GVCPs in Zimbabwe’s Critical Sectors in the Face of Environmental Pollution and Climate Change: The Case of Agriculture and Mining Sectors
Abstract
This study analyses global value chain participation (GVCP) in Zimbabwe’s two critical sectors of agriculture and mining in the face of environmental pollution and climate change. Mining and agriculture are Zimbabwe’s largest export sectors by value, and the later plays a critical role towards food security. However, the two sectors have potential conflicting interests on land as well as environmental pollution. The study employs the Auto Regressive Distributive Lag (ARDL) and ARDL-EC (error correction), to analyse short-run and long-run relationships. The results indicate that, in the short run, lagged GVCP in agriculture exerts positive pressure on GVCP in agriculture by 0.66% at 1% significance level while, climate change (droughts) and pollution (CO2 emissions) exert negative pressure on GVCP in agriculture at 5% and 1% level of significance, respectively. This implies that higher returns in the previous period’s participation in global value chain positively influence current levels of GVCP in agriculture while droughts and pollution reduce global value chain participation in agriculture. However, GVCP in mining and population growth did not significantly reduce GVCP in agriculture. Moreover, GVCP in mining and population growth increase transport CO2 emissions both in the short run and long run at 5% and 1% level, respectively. Thus, mining is not environmentally neutral.

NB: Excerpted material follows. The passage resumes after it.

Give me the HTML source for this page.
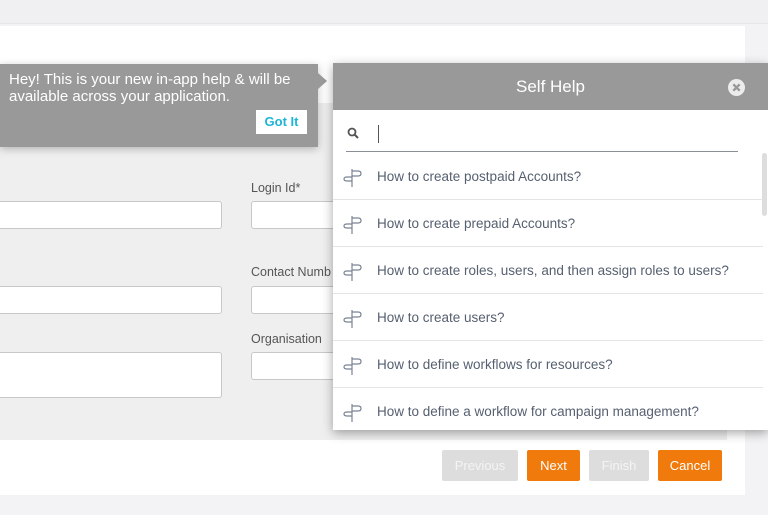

In the long run, interaction between population growth and mining rents reduce transport CO2 levels at 5% level. This supports the induced investment hypothesis, where increased mining rents facilitate the adoption of cleaner technologies, such as fuel-efficient and environmentally friendly vehicles. The study recommends government to raise mineral taxes for those participating in mining and use the revenues to subsidise the agriculture sector. In the agriculture sector, government can remove import tax on agriculture equipment such as irrigation equipment as well as the removal of other restrictions including opening grain price to market forces to increase quality and level of participation. The government should continue enacting and enforcing policies which minimize pollution, such as limits on carbon emissions.